The Trust welcomes applications from people with ideas for more environmentally friendly, resilient, and sustainable living. Over the past 7 years the charity has supported over 60 projects, from Shetland to Mallaig and Nairn to Fort William. So far, the Trust has funded projects around growing food locally and reducing food miles; encouraging people to reduce food waste and increase local recycling; helping people to walk or cycle rather than use their car; reducing energy use and reliance on fossil fuel; and improving the quality and sustainability of our land and seas. 

North Ronaldsay Community Farm

Transition North Ronaldsay CIC received funding to develop and support a community garden and a Community Supported Agriculture (CSA) project. This project will allow the community to invest and support growing sustainable fruit and vegetable produce in their isolated and remote community whilst also teaching the community new and transferable skills. By running the community garden project with a CSA they hope to find a balance which enhances community spirit, improves wellbeing as well as providing a communal space, an income stream for one FTE and securing the long term future of the community garden with less dependence on funding. Follow their progress on their Facebook page.

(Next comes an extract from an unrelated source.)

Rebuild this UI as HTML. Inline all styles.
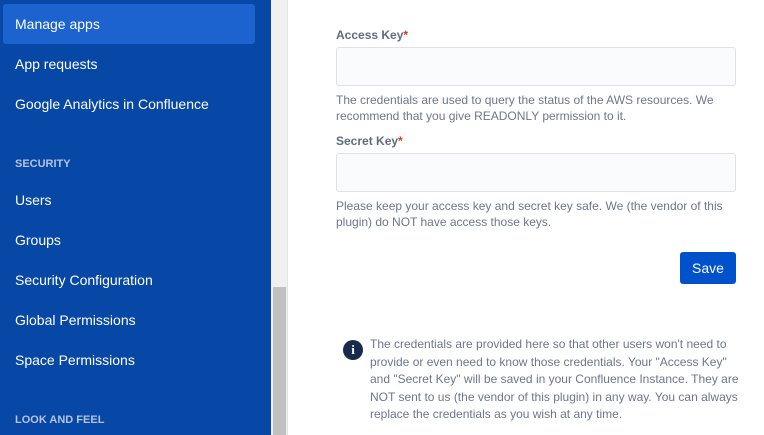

Penny Edwards Trustee and Founder said:

“Some government laws and policies can be too slow and inadequate to tackle the climate emergency. We believe many small projects can make a difference. We are keen to ensure that our grants are used to the greatest advantage; and are particularly committed to supporting smaller and medium sized grass-roots organisations which are effective at creating a more sustainable way of life. Our grant is often the catalyst that enables them to turn their ideas into reality.

The Trust is also interested in educational projects around climate change and sustainability, especially those that appeal to the young people whose future depends on the actions taken now.

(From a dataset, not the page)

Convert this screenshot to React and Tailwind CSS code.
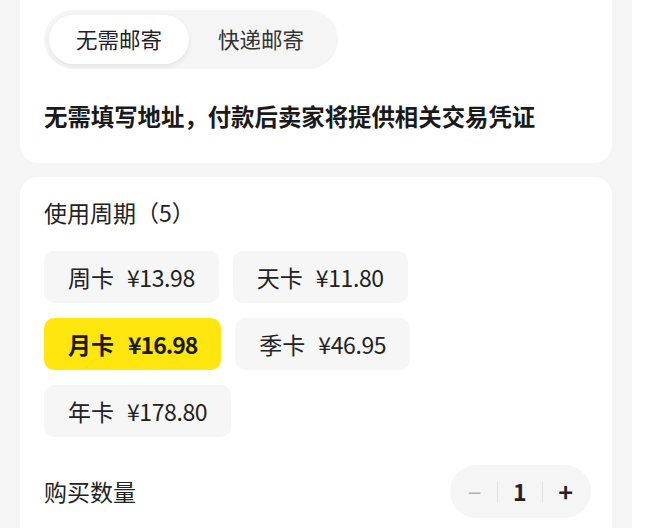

Applicants vary: small community-based organisations with very limited resources but a strong vision for a more sustainable future; innovative individuals and small businesses with the skills and talent to develop products or services supporting greater sustainability; and larger organisations with the capacity to develop and implement more complex projects.

What all projects have in common is that they are led by passionate people working towards a better world.

The benefits of the grant scheme include:

  • a straightforward application process
  • a quick decision on whether or not the application meets the Trust’s criteria
  • feedback on the viability of applications and the opportunity to resubmit with a more robust proposal

The Trust is looking for projects that:

  • increase local resilience, involve others and reduce dependence on the global market
  • will be managed by someone with a track record of delivering results
  • provide value for money; have a breakdown of costs and other financials
  • are based on preliminary research and have a strong likelihood of success
  • share the learning and provide lasting benefits beyond the funded period
  • align with the circular economy by borrowing, reusing, recycling, instead of always buying new

The Pebble Trust is based in Culbokie, near Dingwall. The Trustees have a vision of a more sustainable, equal and low-carbon society, where constraints on fossil fuels lead to a more localised economy with stronger, more resilient, communities. Where human activities take account of climate change and the wider environment.